Programming language used: Fortran
Computer: Dec Alpha workstation .

Nature of physical problem:
In linear elasticity theory, displacement fields caused by a point force pattern can be expressed by the elastic Green's tensor function for an infinite medium. It can be calculated using an exact single integral solution [1]. However, the exact calculation is prohibitively expensive for molecular dynamics simulations.

Method of solution
The single integral solution is used to tabulate the orientation-dependent part of Green's tensor function. A linear interpolation between grid points is used to calculate the Green's tensor function and displacements in cubic and hexagonal crystals.

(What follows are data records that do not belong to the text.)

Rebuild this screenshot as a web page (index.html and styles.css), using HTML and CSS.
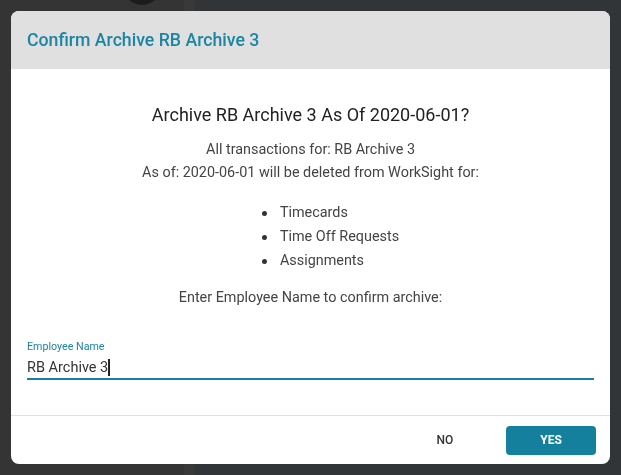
FILE: index.html
```html
<!DOCTYPE html>
<html lang="en">
<head>
    <meta charset="UTF-8">
    <meta name="viewport" content="width=device-width, initial-scale=1.0">
    <title>Confirm Archive</title>
    <link rel="stylesheet" href="styles.css">
</head>
<body>

    <div class="backdrop">
        <div class="side">
            <div class="avatar"></div>
        </div>
        <div class="side-edge"></div>
        <div class="main"></div>
    </div>

    <div class="dialog">
        <div class="dialog-header">Confirm Archive RB Archive 3</div>

        <div class="dialog-body">
            <h3 class="question">Archive RB Archive 3 As Of 2020-06-01?</h3>
            <p class="line">All transactions for: RB Archive 3</p>
            <p class="line">As of: 2020-06-01 will be deleted from WorkSight for:</p>

            <ul class="items">
                <li>Timecards</li>
                <li>Time Off Requests</li>
                <li>Assignments</li>
            </ul>

            <p class="line prompt">Enter Employee Name to confirm archive:</p>

            <div class="field">
                <label for="employeeName">Employee Name</label>
                <div class="input-row">
                    <span class="input-value">RB Archive 3</span><span class="caret"></span>
                </div>
            </div>
        </div>

        <div class="dialog-footer">
            <button class="btn btn-text">NO</button>
            <button class="btn btn-primary">YES</button>
        </div>
    </div>

</body>
</html>
```

FILE: styles.css
```css
html, body {
    margin: 0;
    height: 100%;
}
body {
    font-family: Roboto, "Noto Sans", sans-serif;
    background-color: #333;
    overflow: hidden;
}
.backdrop {
    display: flex;
    height: 100%;
}
.side {
    width: 184px;
    background-color: #343434;
    display: flex;
    justify-content: center;
}
.avatar {
    width: 38px;
    height: 38px;
    margin-top: -33px;
    margin-left: 100px;
    border-radius: 50%;
    background-color: #1c1c1c;
}
.side-edge {
    width: 11px;
    background-color: #393939;
}
.main {
    flex: 1;
    background-color: #313537;
}
.dialog {
    position: fixed;
    top: 11px;
    left: 11px;
    width: 599px;
    height: 453px;
    background: white;
    border-radius: 8px;
    overflow: hidden;
    display: flex;
    flex-direction: column;
}
.dialog-header {
    height: 58px;
    box-sizing: border-box;
    padding: 0 16px;
    background-color: #e0e0e0;
    color: #1b86a3;
    font-size: 17.7px;
    font-weight: 500;
    line-height: 58px;
}
.dialog-body {
    flex: 1;
    padding: 34px 16px 0;
    text-align: center;
    color: #444;
    font-size: 14.4px;
    border-bottom: 1px solid #e0e0e0;
}
.question {
    margin: 0 0 11px;
    font-size: 18px;
    font-weight: 400;
    line-height: 24px;
    color: #222;
}
.line {
    margin: 0;
    line-height: 23px;
}
.items {
    display: inline-block;
    margin: 17px 0 13px 40px;
    padding: 0;
    list-style: none;
    text-align: left;
    line-height: 24px;
}
.items li::before {
    content: "";
    display: inline-block;
    width: 5px;
    height: 5px;
    margin-right: 13px;
    border-radius: 50%;
    background-color: #333;
    vertical-align: middle;
}
.prompt {
    margin-bottom: 32px;
}
.field {
    text-align: left;
}
.field label {
    display: block;
    font-size: 10.7px;
    line-height: 12px;
    color: #1b86a3;
}
.input-row {
    display: flex;
    align-items: center;
    height: 22px;
    margin-top: 3px;
    border-bottom: 2px solid #1b7f9b;
    font-size: 14.5px;
    color: #333;
}
.caret {
    width: 1.5px;
    height: 17px;
    background-color: #222;
}
.dialog-footer {
    height: 48px;
    display: flex;
    justify-content: flex-end;
    align-items: center;
    gap: 16px;
    padding: 0 14px;
}
.btn {
    width: 90px;
    height: 29px;
    border: none;
    border-radius: 4px;
    font-family: inherit;
    font-size: 12px;
    font-weight: 500;
    cursor: pointer;
}
.btn-text {
    background: none;
    color: #333;
}
.btn-primary {
    background-color: #15809e;
    color: white;
    font-weight: 700;
}
```
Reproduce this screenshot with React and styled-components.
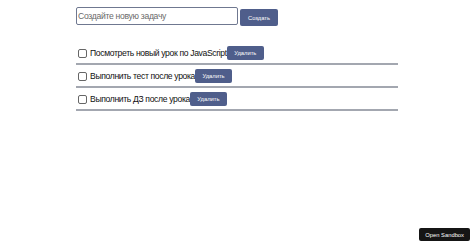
import React, { useState } from "react";
import styled, { createGlobalStyle } from "styled-components";

const GlobalStyle = createGlobalStyle`
  html, body {
    margin: 0;
    padding: 0;
    background: #fff;
    font-family: "Liberation Sans", Arial, sans-serif;
  }
`;

const Page = styled.div`
  width: 322px;
  margin: 0 auto;
  padding-top: 7px;
`;

const Form = styled.form`
  display: flex;
  align-items: flex-start;
  gap: 2px;
`;

const Input = styled.input`
  box-sizing: border-box;
  width: 162px;
  height: 18px;
  padding: 0 1px;
  border: 1px solid #6f7890;
  border-radius: 2px;
  font-family: inherit;
  font-size: 8.6px;
  letter-spacing: -0.3px;
  color: #333;
  outline: none;

  &::placeholder {
    color: #6a6a6a;
  }
`;

const Button = styled.button`
  box-sizing: border-box;
  width: ${p => p.$width || 37}px;
  height: ${p => p.$height || 14}px;
  margin-top: ${p => p.$top || 0}px;
  padding: 0;
  border: none;
  border-radius: 2px;
  background: #4f5e8b;
  color: #fff;
  font-family: inherit;
  font-size: 5.8px;
  cursor: pointer;
`;

const List = styled.ul`
  list-style: none;
  margin: 16px 0 0;
  padding: 0;
`;

const Row = styled.li`
  display: flex;
  align-items: center;
  padding: 4px 0 3px 2px;
  border-bottom: 2px solid #a3a7b0;
  font-size: 8.6px;
  letter-spacing: -0.35px;
  color: #111;
`;

const Check = styled.input.attrs({ type: "checkbox" })`
  appearance: none;
  box-sizing: border-box;
  width: 9px;
  height: 9px;
  margin: 0 3px 0 0;
  border: 1px solid #666;
  border-radius: 2px;
  background: #fff;

  &:checked {
    background: #4f5e8b;
    border-color: #4f5e8b;
  }
`;

const Label = styled.span`
  white-space: nowrap;
`;

const SandboxLink = styled.a`
  position: fixed;
  right: 4px;
  bottom: 7px;
  padding: 4px 6px 3px;
  border-radius: 2px;
  background: #151515;
  color: #fff;
  font-size: 5.8px;
  text-decoration: none;
`;

const initial = [
  { id: 1, title: "Посмотреть новый урок по JavaScript" },
  { id: 2, title: "Выполнить тест после урока" },
  { id: 3, title: "Выполнить ДЗ после урока" },
];

export default function App() {
  const [todos, setTodos] = useState(initial);
  const [text, setText] = useState("");

  const add = e => {
    e.preventDefault();
    if (!text.trim()) return;
    setTodos([...todos, { id: Date.now(), title: text }]);
    setText("");
  };

  return (
    <>
      <GlobalStyle />
      <Page>
        <Form onSubmit={add}>
          <Input
            placeholder="Создайте новую задачу"
            value={text}
            onChange={e => setText(e.target.value)}
          />
          <Button type="submit" $width={38} $height={17} $top={2}>
            Создать
          </Button>
        </Form>
        <List>
          {todos.map(todo => (
            <Row key={todo.id}>
              <Check />
              <Label>{todo.title}</Label>
              <Button
                type="button"
                onClick={() => setTodos(todos.filter(t => t.id !== todo.id))}>
                Удалить
              </Button>
            </Row>
          ))}
        </List>
      </Page>
      <SandboxLink href="#">Open Sandbox</SandboxLink>
    </>
  );
}
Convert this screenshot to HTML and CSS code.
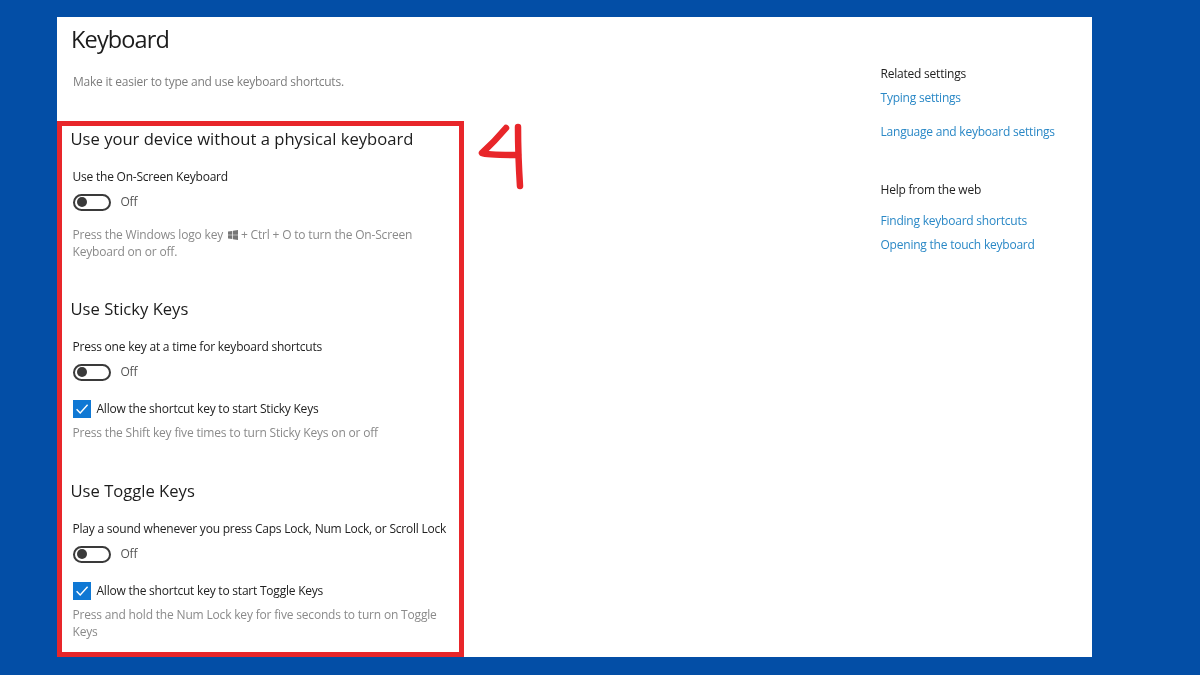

Transformation of orthogonal axes is employed for calculating the same function in an arbitrary Cartesian coordinate system.

Restrictions:
The method is valid for all cubic and hexagonal crystals independent of the magnitude of anisotropy.

Typical running time:
10^-6 second for all components of Green's function tensor and displacement vector per atomic pair for a given input force; time taken by the subroutine MATRIX to calculate once the set of grid points of 8 x 10^4 elements is about 20 s.

References:

 [1] J.L. Synge, The Hypercircle in Mathematical Physics: A Method for   
     the Approximate Solution of Boundary-Value Problems, Cambridge Univ.
     Press, Cambridge, 1957.